Never be afraid to try something new. With that very thought coursing through my mind I drove to the Y that first night not knowing what to expect. Mrs. C walked me in and showed me around the locker room and introduced me to a couple of pool mates. After a quick shower and a change into my suit she showed me to the pool. Childhood memories of a near drowning(mine) came flooding into my thoughts, my stomach began to knot up. "You wanted to do this, so get over yourself and get in the flippin' pool!" We are always so kind to ourselves aren't we?

There were roughly 8 to 10 women of various sizes and ages in the water, warming up. "I can do this...it doesn't look so tough." Well they call it warm up for a reason. After about five minutes the real fun began. Bunny hops across the pool, football kicks, a move called cross-country ski. I learned something about myself; I can do water aerobics but you better be able to bring it because they don't fool around in class and they keep right on moving even if you can't.

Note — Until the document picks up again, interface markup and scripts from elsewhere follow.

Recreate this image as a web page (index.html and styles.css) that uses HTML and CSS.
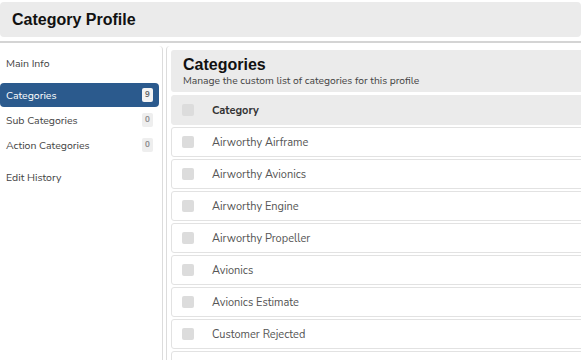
FILE: index.html
```html
<!doctype html>
<html lang="en">
  <head>
    <meta charset="UTF-8" />
    <meta name="viewport" content="width=device-width, initial-scale=1.0" />
    <title>Category Profile</title>
    <link rel="stylesheet" href="styles.css">
  </head>
  <body>
    <div class="topbar">
      <h1>Category Profile</h1>
    </div>
    <div class="divider"></div>
    <div class="layout">
      <div class="sidebar">
        <div class="nav-group">
          <div class="nav-item">Main Info</div>
        </div>
        <div class="nav-group">
          <div class="nav-item active">Categories <span class="badge">9</span></div>
          <div class="nav-item">Sub Categories <span class="badge">0</span></div>
          <div class="nav-item">Action Categories <span class="badge">0</span></div>
        </div>
        <div class="nav-group">
          <div class="nav-item">Edit History</div>
        </div>
      </div>
      <div class="content">
        <div class="panel-head">
          <h2>Categories</h2>
          <p>Manage the custom list of categories for this profile</p>
        </div>
        <div class="row head">
          <span class="check"></span>
          <span>Category</span>
        </div>
        <div class="row"><span class="check"></span><span>Airworthy Airframe</span></div>
        <div class="row"><span class="check"></span><span>Airworthy Avionics</span></div>
        <div class="row"><span class="check"></span><span>Airworthy Engine</span></div>
        <div class="row"><span class="check"></span><span>Airworthy Propeller</span></div>
        <div class="row"><span class="check"></span><span>Avionics</span></div>
        <div class="row"><span class="check"></span><span>Avionics Estimate</span></div>
        <div class="row"><span class="check"></span><span>Customer Rejected</span></div>
        <div class="row"><span class="check"></span></div>
      </div>
    </div>
  </body>
</html>
```

FILE: styles.css
```css
body {
  font-family: "Nunito Sans", Lato, "Open Sans", sans-serif;
  margin: 0;
  background-color: #fff;
  color: #444;
  overflow: hidden;
  height: 360px;
}
.topbar {
  margin-top: 2px;
  height: 35px;
  background-color: #ebebeb;
  border-radius: 4px;
  display: flex;
  align-items: center;
  padding-left: 12px;
}
h1 {
  margin: 0;
  font-family: "Liberation Sans", Arial, sans-serif;
  font-size: 16px;
  font-weight: bold;
  color: #111;
}
.divider {
  margin-top: 4px;
  border-top: 2px solid #d4d4d4;
}
.layout {
  display: flex;
  margin-top: 3px;
  height: 320px;
}
.sidebar {
  width: 162px;
  flex-shrink: 0;
  border-right: 1px solid #dcdcdc;
  border-top-right-radius: 4px;
  padding-top: 5px;
}
.nav-group {
  margin-bottom: 8px;
}
.nav-item {
  display: flex;
  align-items: center;
  justify-content: space-between;
  height: 24px;
  width: 147px;
  padding: 0 6px;
  margin-bottom: 1px;
  font-size: 10.5px;
  color: #444;
  border-radius: 4px;
}
.nav-item.active {
  background-color: #2b5a8d;
  color: #fff;
}
.badge {
  font-size: 8px;
  font-weight: bold;
  color: #888;
  background-color: #eee;
  border-radius: 2px;
  padding: 3px 3px;
  min-width: 5px;
  line-height: 8px;
  text-align: center;
}
.nav-item.active .badge {
  background-color: #f4f4f4;
  color: #666;
}
.content {
  flex-grow: 1;
  margin-left: 3px;
  margin-right: -12px;
  border-left: 1px solid #dcdcdc;
  border-top-left-radius: 4px;
  padding: 4px 0 0 4px;
}
.panel-head {
  background-color: #ebebeb;
  border-radius: 3px;
  height: 42px;
  padding-left: 12px;
  box-sizing: border-box;
  padding-top: 7px;
  margin-bottom: 3px;
}
h2 {
  margin: 0;
  font-family: "Liberation Sans", Arial, sans-serif;
  font-size: 16px;
  font-weight: bold;
  color: #111;
  line-height: 16px;
}
.panel-head p {
  margin: 1px 0 0;
  font-size: 10.3px;
  color: #444;
}
.row {
  display: flex;
  align-items: center;
  height: 30px;
  box-sizing: border-box;
  border: 1px solid #e2e2e2;
  border-radius: 3px;
  margin-bottom: 2px;
  padding-left: 10px;
  font-size: 11px;
  color: #555;
}
.row.head {
  background-color: #ebebeb;
  border-color: #ebebeb;
  font-weight: bold;
  color: #333;
}
.check {
  width: 12px;
  height: 12px;
  background-color: #dcdcdc;
  border-radius: 2px;
  margin-right: 18px;
}
```
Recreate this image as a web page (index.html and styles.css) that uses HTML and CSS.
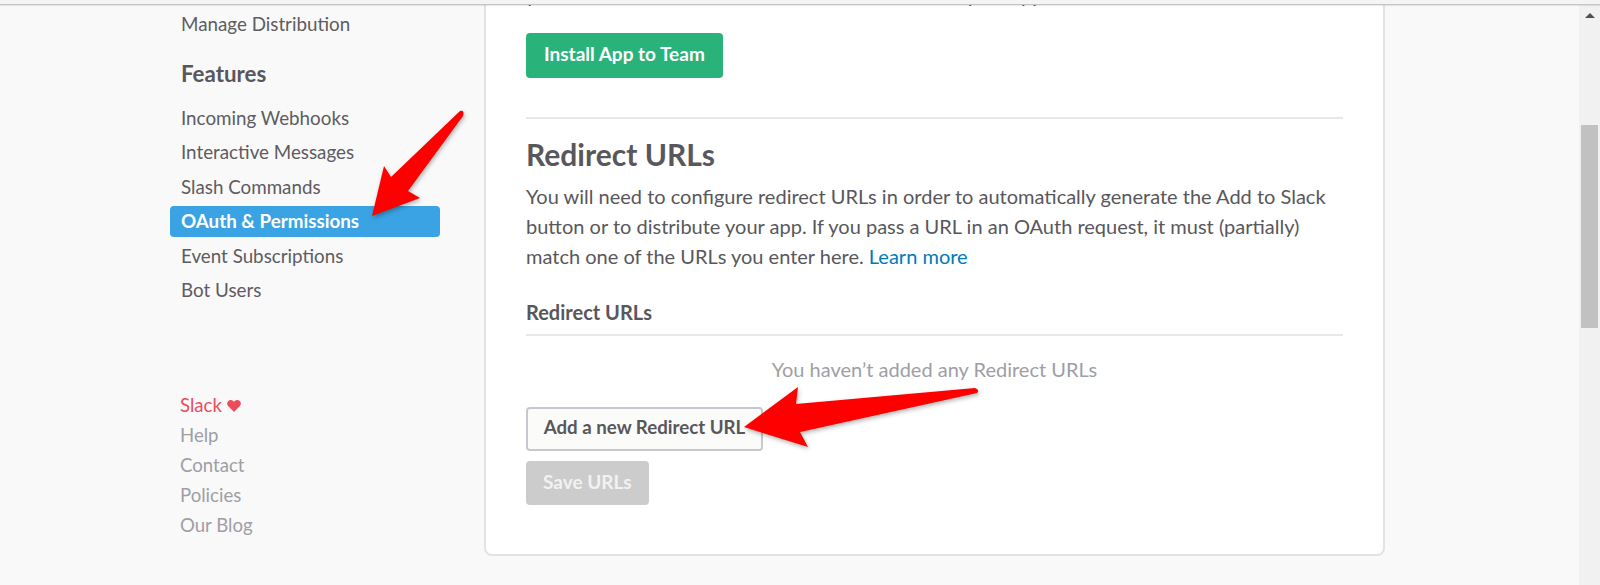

I have a new found respect for Mrs. C.

Sunday, September 23, 2007

[Fiona] Hey Hey

Once upon a time there lived...okay okay no fairy tale just me...Fiona without Shrek. I made a post at my other blog about being a Large Marge. It won me attention I wasn't looking for. I have to admit that it sort of threw me but life is an odd journey. After a great deal of thought I have decided to chronicle my triumphs and tragedies along the way to the "Land of Normal Sizes."

The mad chronicling of a Large Marge on a journey to find the girl she used to be.